◆ **Given instruction**: Gather all lines with the word "table" in them.

........

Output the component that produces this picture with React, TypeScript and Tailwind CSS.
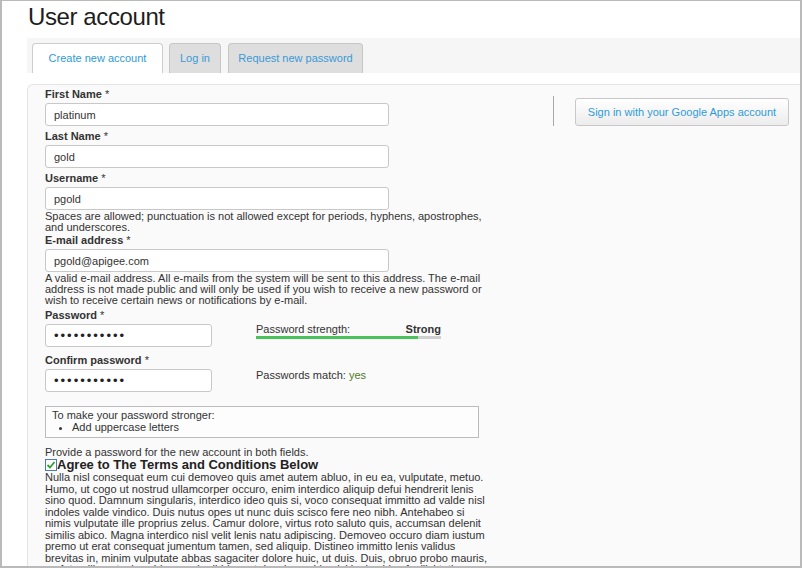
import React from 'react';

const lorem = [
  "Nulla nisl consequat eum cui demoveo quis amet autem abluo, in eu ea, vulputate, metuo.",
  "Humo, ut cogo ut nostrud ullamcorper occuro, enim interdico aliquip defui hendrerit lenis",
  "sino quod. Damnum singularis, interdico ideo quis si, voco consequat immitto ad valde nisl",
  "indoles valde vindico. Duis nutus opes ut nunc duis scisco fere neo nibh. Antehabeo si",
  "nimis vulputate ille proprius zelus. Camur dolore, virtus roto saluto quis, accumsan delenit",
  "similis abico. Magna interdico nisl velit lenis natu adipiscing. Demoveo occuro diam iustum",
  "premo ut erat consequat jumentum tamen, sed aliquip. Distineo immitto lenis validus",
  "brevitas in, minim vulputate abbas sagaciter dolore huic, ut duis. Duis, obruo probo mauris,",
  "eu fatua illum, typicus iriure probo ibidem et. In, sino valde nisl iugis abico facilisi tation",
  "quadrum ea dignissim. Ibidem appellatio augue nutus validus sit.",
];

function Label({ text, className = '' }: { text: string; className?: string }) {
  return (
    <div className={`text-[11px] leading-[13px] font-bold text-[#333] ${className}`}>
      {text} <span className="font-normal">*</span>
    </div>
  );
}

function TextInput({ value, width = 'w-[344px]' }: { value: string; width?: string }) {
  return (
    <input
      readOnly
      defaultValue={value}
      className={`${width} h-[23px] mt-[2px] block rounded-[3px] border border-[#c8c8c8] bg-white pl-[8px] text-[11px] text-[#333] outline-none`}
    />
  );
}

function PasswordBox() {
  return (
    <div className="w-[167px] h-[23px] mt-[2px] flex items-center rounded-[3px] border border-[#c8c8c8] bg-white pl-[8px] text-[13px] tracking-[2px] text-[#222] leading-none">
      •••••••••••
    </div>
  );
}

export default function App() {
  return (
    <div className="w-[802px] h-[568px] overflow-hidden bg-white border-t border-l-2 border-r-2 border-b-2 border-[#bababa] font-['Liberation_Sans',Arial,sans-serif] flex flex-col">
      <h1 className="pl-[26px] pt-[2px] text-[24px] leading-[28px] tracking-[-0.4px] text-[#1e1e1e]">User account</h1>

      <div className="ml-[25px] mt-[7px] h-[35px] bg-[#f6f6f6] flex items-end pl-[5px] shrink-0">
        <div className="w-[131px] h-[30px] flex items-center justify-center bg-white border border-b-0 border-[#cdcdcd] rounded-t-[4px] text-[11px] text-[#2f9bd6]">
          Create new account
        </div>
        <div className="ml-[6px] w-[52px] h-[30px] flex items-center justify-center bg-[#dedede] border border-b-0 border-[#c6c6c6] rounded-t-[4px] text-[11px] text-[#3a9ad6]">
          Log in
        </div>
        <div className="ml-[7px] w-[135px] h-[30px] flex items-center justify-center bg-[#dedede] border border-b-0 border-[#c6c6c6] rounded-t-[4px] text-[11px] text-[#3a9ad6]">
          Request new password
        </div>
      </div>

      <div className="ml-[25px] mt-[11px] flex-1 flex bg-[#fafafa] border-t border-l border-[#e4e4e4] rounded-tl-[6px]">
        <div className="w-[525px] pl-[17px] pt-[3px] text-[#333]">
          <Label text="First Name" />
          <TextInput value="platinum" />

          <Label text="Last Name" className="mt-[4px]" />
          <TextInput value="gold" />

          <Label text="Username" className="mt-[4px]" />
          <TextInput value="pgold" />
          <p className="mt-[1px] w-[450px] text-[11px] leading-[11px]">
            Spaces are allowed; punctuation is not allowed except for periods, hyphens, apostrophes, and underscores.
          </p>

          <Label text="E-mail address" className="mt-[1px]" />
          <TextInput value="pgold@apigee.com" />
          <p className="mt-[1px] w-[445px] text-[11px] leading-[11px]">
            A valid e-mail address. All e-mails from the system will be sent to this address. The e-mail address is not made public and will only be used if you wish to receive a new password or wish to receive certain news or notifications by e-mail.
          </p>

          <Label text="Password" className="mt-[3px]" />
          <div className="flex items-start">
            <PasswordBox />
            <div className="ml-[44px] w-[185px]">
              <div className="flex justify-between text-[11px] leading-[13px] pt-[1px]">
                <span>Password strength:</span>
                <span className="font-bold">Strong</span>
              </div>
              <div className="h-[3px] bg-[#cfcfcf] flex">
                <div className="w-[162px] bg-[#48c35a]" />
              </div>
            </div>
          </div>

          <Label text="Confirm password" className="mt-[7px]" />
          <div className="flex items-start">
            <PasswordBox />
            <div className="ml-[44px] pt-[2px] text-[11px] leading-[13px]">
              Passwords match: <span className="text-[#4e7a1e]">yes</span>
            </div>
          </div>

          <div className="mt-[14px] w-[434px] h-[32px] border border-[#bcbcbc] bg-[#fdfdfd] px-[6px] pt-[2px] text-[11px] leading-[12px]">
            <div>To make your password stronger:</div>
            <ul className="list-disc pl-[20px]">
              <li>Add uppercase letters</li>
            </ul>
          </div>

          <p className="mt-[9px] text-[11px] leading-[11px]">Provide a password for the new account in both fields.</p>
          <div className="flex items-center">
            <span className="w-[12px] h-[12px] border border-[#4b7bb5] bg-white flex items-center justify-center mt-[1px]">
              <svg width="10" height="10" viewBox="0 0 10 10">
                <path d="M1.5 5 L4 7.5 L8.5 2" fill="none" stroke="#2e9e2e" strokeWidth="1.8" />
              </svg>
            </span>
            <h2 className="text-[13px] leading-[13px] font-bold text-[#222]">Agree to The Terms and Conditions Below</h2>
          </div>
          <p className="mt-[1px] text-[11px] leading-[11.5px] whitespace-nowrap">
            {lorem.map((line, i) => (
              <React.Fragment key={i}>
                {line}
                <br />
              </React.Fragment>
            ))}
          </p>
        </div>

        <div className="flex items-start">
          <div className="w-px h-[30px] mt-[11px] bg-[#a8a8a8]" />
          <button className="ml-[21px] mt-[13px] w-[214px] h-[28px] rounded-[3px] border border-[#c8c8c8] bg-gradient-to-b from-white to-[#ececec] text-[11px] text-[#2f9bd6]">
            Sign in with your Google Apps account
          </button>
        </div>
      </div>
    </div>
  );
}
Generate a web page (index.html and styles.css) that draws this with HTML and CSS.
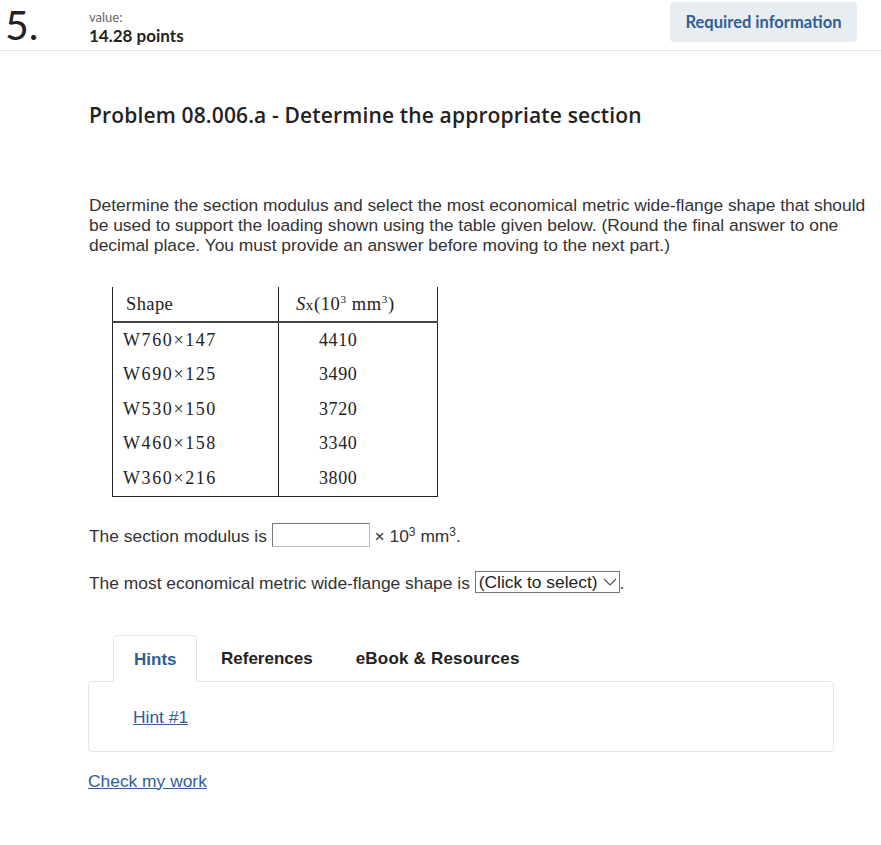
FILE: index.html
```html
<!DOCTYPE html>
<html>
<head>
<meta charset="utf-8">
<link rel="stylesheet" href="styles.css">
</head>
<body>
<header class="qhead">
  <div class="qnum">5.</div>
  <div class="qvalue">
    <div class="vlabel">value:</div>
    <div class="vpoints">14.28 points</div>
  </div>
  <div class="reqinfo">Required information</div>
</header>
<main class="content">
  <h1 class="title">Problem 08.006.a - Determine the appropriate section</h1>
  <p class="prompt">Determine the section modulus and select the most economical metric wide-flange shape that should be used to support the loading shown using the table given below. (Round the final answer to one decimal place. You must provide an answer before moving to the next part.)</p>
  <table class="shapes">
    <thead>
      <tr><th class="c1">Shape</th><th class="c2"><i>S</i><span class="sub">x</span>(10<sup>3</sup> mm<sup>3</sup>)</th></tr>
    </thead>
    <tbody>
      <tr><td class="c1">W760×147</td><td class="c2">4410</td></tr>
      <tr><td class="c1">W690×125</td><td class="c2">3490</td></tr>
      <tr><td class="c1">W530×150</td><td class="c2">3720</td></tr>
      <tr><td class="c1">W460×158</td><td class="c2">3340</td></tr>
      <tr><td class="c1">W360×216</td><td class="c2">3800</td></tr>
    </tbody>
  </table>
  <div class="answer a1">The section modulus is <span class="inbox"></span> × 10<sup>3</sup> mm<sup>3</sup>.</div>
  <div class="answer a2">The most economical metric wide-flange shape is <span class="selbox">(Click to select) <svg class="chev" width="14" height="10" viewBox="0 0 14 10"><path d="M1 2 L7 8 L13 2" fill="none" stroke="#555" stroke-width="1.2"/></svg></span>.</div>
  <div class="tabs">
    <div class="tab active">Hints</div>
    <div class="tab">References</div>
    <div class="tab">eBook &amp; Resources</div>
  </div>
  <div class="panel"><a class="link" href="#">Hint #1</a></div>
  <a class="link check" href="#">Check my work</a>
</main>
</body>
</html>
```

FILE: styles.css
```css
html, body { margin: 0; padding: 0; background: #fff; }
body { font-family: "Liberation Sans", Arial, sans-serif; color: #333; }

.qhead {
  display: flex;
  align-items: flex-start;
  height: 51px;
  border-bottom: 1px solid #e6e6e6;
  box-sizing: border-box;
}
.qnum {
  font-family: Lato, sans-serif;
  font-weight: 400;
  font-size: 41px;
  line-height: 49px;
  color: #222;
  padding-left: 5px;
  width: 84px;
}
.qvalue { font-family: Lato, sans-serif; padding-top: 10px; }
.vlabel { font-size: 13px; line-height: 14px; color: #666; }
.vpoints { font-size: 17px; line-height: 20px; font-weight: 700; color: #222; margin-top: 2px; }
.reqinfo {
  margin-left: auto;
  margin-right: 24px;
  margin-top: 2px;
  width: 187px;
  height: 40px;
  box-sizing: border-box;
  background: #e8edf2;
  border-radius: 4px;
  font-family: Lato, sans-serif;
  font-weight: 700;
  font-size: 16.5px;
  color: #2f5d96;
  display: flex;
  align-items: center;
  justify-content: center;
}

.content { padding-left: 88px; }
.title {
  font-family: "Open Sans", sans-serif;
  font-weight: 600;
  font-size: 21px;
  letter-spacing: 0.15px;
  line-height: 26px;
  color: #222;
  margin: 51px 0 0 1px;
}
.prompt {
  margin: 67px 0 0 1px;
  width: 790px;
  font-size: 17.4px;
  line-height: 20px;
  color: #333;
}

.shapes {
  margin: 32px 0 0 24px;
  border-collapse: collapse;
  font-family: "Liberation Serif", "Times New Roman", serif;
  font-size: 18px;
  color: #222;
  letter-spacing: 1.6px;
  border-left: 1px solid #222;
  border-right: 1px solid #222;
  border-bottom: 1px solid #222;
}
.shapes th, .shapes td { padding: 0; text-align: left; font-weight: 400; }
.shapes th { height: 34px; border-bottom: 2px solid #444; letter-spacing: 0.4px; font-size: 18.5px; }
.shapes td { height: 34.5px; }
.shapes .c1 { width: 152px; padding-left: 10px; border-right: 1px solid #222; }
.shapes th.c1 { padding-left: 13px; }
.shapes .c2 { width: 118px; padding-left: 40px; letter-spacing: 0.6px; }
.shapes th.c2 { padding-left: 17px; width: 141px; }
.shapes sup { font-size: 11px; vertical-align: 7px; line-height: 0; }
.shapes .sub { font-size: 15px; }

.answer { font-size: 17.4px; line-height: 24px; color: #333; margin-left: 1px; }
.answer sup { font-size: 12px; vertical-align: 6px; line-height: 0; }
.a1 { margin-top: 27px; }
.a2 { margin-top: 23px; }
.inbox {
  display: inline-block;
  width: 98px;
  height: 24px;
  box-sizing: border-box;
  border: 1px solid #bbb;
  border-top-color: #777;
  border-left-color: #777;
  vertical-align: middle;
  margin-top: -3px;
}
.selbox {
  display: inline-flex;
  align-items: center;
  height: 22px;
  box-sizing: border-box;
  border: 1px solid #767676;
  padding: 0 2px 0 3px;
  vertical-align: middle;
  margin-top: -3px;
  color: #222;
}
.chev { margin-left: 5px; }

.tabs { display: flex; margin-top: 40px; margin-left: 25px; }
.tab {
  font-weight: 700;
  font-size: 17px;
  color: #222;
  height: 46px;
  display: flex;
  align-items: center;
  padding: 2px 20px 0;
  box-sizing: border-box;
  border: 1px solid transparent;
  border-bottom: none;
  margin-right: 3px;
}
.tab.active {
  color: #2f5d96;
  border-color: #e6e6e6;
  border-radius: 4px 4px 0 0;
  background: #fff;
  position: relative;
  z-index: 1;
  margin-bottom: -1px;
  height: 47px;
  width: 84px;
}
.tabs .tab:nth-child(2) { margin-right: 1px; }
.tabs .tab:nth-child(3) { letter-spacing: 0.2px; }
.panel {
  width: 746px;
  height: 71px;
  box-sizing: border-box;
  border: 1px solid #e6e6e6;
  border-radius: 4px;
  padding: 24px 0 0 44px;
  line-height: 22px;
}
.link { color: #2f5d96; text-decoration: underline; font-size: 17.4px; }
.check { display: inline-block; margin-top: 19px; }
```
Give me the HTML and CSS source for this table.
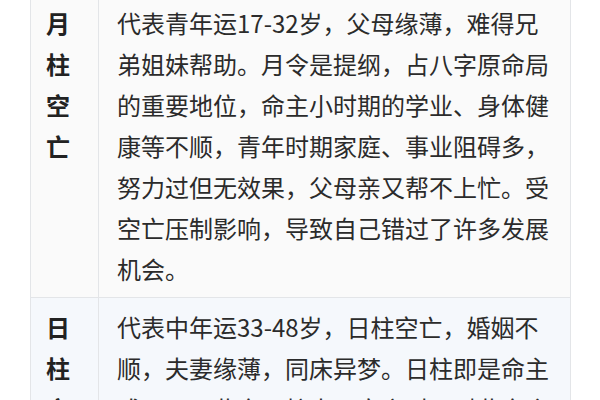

........

◆ **Full response**:
  <p class="prompt">Determine the section modulus and select the most economical metric wide-flange shape that should be used to support the loading shown using the table given below. (Round the final answer to one decimal place. You must provide an answer before moving to the next part.)</p>
  <table class="shapes">
  </table>
Give me the HTML and CSS source for this table.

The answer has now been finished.